‘This is a dangerous road’: Community Board 5 denies Gilsey House air rights transfer

Scaffolding covers the facade of Gilsey House, a former 19th century hotel that is now a residential building. Residents want to sell over 30,000 square feet of unused air-rights to developers HFZ Capital to pay for building restorations. But developers failed to pass a community hurdle last week when their request for a zoning variance that would facilitate the transfer was denied by Community Board 5.(Photo by Chriss Williams)

By Chriss Williams 

The developers of a future high-rise office building located at 7 West 29th Street failed to receive approval from Community Board 5’s Land Use, Housing, and Zoning Committee to purchase 30,507 square feet in unused development rights from Gilsey House, a landmarked former hotel at the corner of 29th Street and Broadway, for $5 million. 

The resolution called to amend Gilsey’s 1977 land use variance to accommodate the sale and transfer of its development rights—also known as air rights—to commercial developers HFZ Capital Group.

Gilsey House was designed by 19-century architect Stephen Decatur Hatch and operated as a hotel from 1872-1911. The building then fell into disrepair over the years while the site was used for commercial purposes until 1977, when it was granted a zoning use variance by the New York City Board of Standards and Appeals for residential use. The variance did not assess the development rights. Building residents at the meeting said they hoped that air-rights transfer would relieve the substantial financial pressure associated with an impending $4.2 million restoration and repair project. 

But despite resident support, the resolution failed 9-3 with board members concerned that cashing in on-air rights is just a short-term solution to a long-term problem. 

“This is a dangerous road,” said committee chairperson Layla Law-Gisiko encouraging Gilsey House residents to explore other options. 

CB5 has a history of denying such applications to protect the integrity of community zoning regulations that may alter the character of a neighborhood.

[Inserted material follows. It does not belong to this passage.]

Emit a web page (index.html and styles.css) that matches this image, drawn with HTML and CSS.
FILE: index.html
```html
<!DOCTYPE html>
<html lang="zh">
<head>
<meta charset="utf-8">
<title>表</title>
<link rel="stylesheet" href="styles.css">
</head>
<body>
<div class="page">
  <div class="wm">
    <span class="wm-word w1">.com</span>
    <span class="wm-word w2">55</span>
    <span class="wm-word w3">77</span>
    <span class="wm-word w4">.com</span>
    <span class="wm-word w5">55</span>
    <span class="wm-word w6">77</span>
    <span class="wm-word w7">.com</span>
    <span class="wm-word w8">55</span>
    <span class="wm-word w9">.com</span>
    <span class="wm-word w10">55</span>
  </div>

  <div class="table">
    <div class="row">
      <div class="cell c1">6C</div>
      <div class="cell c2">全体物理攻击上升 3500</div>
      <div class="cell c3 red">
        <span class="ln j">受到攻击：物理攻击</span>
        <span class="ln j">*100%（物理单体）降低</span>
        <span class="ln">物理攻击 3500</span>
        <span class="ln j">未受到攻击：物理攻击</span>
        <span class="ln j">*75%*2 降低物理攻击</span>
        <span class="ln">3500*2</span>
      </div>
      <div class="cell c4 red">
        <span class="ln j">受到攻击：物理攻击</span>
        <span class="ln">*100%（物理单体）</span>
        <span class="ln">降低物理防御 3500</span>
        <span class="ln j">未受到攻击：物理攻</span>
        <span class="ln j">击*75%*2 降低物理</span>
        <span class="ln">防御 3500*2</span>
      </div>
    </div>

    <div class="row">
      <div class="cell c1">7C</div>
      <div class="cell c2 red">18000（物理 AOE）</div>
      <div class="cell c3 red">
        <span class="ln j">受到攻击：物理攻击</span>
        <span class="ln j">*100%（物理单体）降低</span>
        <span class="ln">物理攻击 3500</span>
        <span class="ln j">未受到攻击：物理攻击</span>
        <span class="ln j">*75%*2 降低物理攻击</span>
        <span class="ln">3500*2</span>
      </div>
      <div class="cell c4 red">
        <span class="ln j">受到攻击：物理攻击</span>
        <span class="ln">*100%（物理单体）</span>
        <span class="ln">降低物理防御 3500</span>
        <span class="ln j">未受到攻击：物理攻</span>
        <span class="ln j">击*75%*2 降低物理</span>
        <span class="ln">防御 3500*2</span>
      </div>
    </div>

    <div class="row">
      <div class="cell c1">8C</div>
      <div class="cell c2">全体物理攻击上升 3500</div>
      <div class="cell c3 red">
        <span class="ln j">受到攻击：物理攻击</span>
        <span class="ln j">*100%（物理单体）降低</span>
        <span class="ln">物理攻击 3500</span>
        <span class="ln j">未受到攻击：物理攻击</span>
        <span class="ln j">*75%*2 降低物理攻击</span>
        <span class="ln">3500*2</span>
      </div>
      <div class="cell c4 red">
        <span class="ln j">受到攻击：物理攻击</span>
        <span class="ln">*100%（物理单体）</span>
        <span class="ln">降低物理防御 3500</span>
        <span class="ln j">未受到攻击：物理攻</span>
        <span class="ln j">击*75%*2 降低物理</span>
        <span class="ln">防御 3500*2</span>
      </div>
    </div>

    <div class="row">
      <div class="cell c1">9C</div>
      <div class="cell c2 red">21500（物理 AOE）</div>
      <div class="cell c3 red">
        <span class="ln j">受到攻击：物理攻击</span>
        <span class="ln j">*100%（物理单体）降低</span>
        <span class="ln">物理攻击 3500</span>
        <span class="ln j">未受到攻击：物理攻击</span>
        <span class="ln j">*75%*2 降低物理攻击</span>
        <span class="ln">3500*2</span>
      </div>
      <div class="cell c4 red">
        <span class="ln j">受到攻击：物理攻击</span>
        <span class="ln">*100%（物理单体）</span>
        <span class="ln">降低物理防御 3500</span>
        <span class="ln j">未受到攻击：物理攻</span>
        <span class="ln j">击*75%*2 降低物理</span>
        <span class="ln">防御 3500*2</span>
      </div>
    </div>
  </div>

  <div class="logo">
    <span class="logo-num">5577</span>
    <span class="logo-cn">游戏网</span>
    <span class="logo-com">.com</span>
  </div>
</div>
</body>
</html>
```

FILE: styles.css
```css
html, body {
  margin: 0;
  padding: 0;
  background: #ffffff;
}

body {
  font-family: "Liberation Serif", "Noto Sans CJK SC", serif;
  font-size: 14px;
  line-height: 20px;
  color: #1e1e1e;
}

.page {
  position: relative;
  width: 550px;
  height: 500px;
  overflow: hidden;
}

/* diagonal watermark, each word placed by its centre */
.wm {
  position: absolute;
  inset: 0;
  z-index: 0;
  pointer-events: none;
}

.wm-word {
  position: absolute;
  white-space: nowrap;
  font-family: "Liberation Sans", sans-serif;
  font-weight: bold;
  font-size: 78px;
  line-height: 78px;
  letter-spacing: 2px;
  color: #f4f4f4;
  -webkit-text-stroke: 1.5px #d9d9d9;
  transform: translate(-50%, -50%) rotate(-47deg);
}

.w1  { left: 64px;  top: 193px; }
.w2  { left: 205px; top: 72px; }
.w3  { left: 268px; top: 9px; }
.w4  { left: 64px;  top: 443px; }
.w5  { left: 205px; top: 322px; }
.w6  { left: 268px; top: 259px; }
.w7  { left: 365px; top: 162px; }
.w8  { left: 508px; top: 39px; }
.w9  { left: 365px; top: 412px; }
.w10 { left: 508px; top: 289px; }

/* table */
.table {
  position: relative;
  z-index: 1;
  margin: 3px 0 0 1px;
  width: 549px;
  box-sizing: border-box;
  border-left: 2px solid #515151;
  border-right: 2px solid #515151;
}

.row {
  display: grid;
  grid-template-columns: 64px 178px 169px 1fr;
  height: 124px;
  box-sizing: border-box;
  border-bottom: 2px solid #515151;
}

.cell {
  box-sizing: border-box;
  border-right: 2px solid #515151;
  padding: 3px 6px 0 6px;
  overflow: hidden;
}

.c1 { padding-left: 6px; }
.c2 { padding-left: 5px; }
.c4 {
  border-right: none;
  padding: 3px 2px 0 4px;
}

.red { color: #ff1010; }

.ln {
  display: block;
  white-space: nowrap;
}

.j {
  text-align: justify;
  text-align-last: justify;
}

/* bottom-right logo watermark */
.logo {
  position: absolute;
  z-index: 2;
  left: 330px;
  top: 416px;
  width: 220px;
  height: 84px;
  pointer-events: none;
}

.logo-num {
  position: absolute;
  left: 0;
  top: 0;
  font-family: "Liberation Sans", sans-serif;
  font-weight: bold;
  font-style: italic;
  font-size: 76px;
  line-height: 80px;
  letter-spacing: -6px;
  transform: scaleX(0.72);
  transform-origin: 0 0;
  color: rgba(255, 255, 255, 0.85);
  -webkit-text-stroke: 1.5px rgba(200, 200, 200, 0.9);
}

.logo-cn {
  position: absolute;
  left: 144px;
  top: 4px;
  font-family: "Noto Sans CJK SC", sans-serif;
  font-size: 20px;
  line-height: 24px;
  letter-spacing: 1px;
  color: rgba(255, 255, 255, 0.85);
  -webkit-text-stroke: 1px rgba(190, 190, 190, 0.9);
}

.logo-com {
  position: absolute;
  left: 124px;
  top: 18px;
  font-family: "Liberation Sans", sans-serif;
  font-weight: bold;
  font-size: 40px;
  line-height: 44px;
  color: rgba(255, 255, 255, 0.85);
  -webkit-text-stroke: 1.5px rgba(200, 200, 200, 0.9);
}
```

In 2015, CB5 disapproved a joint application submitted by HFZ, Marble Collegiate Church and Gilsey House that proposed HFZ’s construction of a 64-story residential tower under special zoning section, 74-711. This granted both landmarks a built-in maintenance program funded by the developers in exchange for its air rights. CB5 approved of the maintenance program but objected to the type and size of development project proposed and the resolution failed.

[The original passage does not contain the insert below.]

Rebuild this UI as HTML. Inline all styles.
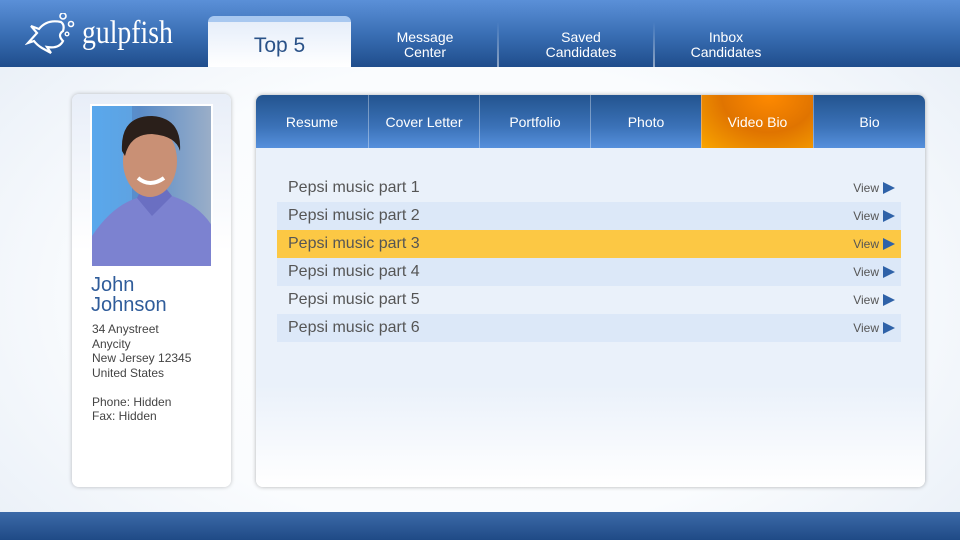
<!DOCTYPE html>
<html><head><meta charset="utf-8"><style>
*{margin:0;padding:0;box-sizing:border-box}
body{width:960px;height:540px;overflow:hidden;position:relative;font-family:"Liberation Sans",sans-serif;background:radial-gradient(ellipse at 50% 55%,#fff 0%,#fafcfe 55%,#e6edf6 100%)}
.hdr{position:absolute;left:0;top:0;width:960px;height:67px;background:linear-gradient(#5b90d8,#3a6fb5 50%,#1f4d8c)}
.logo{position:absolute;left:82px;top:15px;color:#fff;font-family:"Liberation Serif",serif;font-size:33px;transform:scaleX(0.84);transform-origin:left}
.tab5{position:absolute;left:208px;top:16px;width:143px;height:51px;border-radius:6px 6px 0 0;background:linear-gradient(#a8c8f0 0,#a8c8f0 6px,#e6eefa 6px,#fff 100%);color:#2a5288;font-size:21px;text-align:center;padding-top:18px}
.nav{position:absolute;top:30px;color:#fff;font-size:14px;text-align:center;line-height:15px;width:140px}
.sep{position:absolute;top:22px;width:2px;height:45px;background:linear-gradient(rgba(255,255,255,0),rgba(255,255,255,.5))}
.ftr{position:absolute;left:0;top:512px;width:960px;height:28px;background:linear-gradient(#3c6aa8,#1f4a86)}
.card{position:absolute;left:72px;top:94px;width:159px;height:393px;border-radius:7px;background:linear-gradient(#e8eef8,#fff 40%);box-shadow:0 0 4px rgba(0,0,0,.25)}
.photo{position:absolute;left:18px;top:10px;width:123px;height:164px;border:2px solid #fff;overflow:hidden;background:linear-gradient(90deg,#4d9be6,#5a8cc8 40%,#9aaec8)}
.name{position:absolute;left:19px;top:181px;color:#2f5c9a;font-size:20px;line-height:20px}
.addr{position:absolute;left:20px;top:228px;color:#444;font-size:12px;line-height:14.5px}
.panel{position:absolute;left:256px;top:95px;width:669px;height:392px;border-radius:7px;background:#fff;box-shadow:0 0 4px rgba(0,0,0,.3);overflow:hidden}
.tabs{position:absolute;left:0;top:0;width:669px;height:53px;background:linear-gradient(#23548f,#3b72b8 60%,#5690dc)}
.t{position:absolute;top:0;height:53px;color:#fff;font-size:14px;text-align:center;padding-top:19px;border-left:1px solid rgba(255,255,255,.35)}
.on{background:radial-gradient(ellipse at 60% 0%,#ff8a00,#e07400 50%,#f9a500);}
.content{position:absolute;left:0;top:53px;width:669px;height:339px;background:linear-gradient(#eaf1fa,#eaf1fa 70%,#fff)}
.row{position:absolute;left:21px;width:624px;height:28px;color:#555;font-size:16px;padding:5px 0 0 11px}
.v{position:absolute;right:6px;top:7px;font-size:12px;color:#555}
.v i{display:inline-block;width:0;height:0;border-left:12px solid #2f62a8;border-top:6px solid transparent;border-bottom:6px solid transparent;vertical-align:-2px;margin-left:4px}
</style></head><body>
<div class="hdr">
<svg style="position:absolute;left:25px;top:13px" width="56" height="42" viewBox="0 0 56 42" fill="none" stroke="#fff" stroke-width="2.2">
<path d="M3 30 L12 20 L6 13 L14 16 Q22 6 36 9 Q40 12 38 18 Q32 22 38 28 Q34 36 22 34 L26 40 L17 35 Q12 32 9 28 Z"/>
<circle cx="38" cy="3" r="3" stroke-width="1.6"/><circle cx="46" cy="11" r="2.5" stroke-width="1.6"/><circle cx="42" cy="21" r="1.8" stroke-width="1.4"/>
</svg>
<div class="logo">gulpfish</div>
<div class="tab5">Top 5</div>
<div class="nav" style="left:355px">Message<br>Center</div>
<div class="sep" style="left:497px"></div>
<div class="nav" style="left:511px">Saved<br>Candidates</div>
<div class="sep" style="left:653px"></div>
<div class="nav" style="left:656px">Inbox<br>Candidates</div>
</div>
<div class="card">
<div class="photo">
<svg width="123" height="164" viewBox="0 0 123 164">
<rect x="0" y="0" width="40" height="130" fill="#63b0f0" opacity=".6"/>
<path d="M0 164 L0 130 Q20 100 45 92 L80 90 Q110 100 123 125 L123 164 Z" fill="#7c82d0"/>
<path d="M45 92 L60 110 L80 90 L72 80 L50 82 Z" fill="#6a6fc2"/>
<ellipse cx="58" cy="55" rx="27" ry="36" fill="#c99075"/>
<path d="M30 45 Q28 10 60 10 Q90 12 88 45 Q84 30 60 28 Q38 28 33 50 Z" fill="#2a1f1a"/>
<path d="M46 72 Q58 82 72 72" stroke="#fff" stroke-width="4" fill="none"/>
</svg>
</div>
<div class="name">John<br>Johnson</div>
<div class="addr">34 Anystreet<br>Anycity<br>New Jersey 12345<br>United States<br><br>Phone: Hidden<br>Fax: Hidden</div>
</div>
<div class="panel">
<div class="tabs">
<div class="t" style="left:0;width:112px;border-left:none">Resume</div>
<div class="t" style="left:112px;width:111px">Cover Letter</div>
<div class="t" style="left:223px;width:111px">Portfolio</div>
<div class="t" style="left:334px;width:111px">Photo</div>
<div class="t on" style="left:445px;width:112px">Video Bio</div>
<div class="t" style="left:557px;width:112px">Bio</div>
</div>
<div class="content">
<div class="row" style="top:26px">Pepsi music part 1<span class="v">View<i></i></span></div>
<div class="row" style="top:54px;background:#dce8f8">Pepsi music part 2<span class="v">View<i></i></span></div>
<div class="row" style="top:82px;background:#fcc844">Pepsi music part 3<span class="v">View<i></i></span></div>
<div class="row" style="top:110px;background:#dce8f8">Pepsi music part 4<span class="v">View<i></i></span></div>
<div class="row" style="top:138px">Pepsi music part 5<span class="v">View<i></i></span></div>
<div class="row" style="top:166px;background:#dce8f8">Pepsi music part 6<span class="v">View<i></i></span></div>
</div>
</div>
<div class="ftr"></div>
</body></html>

It was approved later by the Landmarks Preservation Committee but withdrawn shortly after, for unclear reasons. The new commercial building project does not use 74-711. Plans have yet to be shared with CB5 as to the total height of the project, as developers are still in negotiations with other lots, including Masjid Ar Rahman, a mosque on 29th street according to Paul Selver of the law firm Kramer Levin.  Selver represents HFZ, Gilsey House and Marble Church, whose air rights have been secured by HFZ. The acquisition of Gilsey House’s air rights will bring the new building to 41 floors.

“What we are proposing is to give Gilsey House the right to be treated exactly like the other lots,” Selver told the committee. “They were able to sell their development rights without receiving the city’s permission.” 

The developers advanced Gilsey House $1.5 million of their proposed $5 million payment, while they await the needed official approvals from the LPC and New York City Board, according to a spokesperson for HFZ.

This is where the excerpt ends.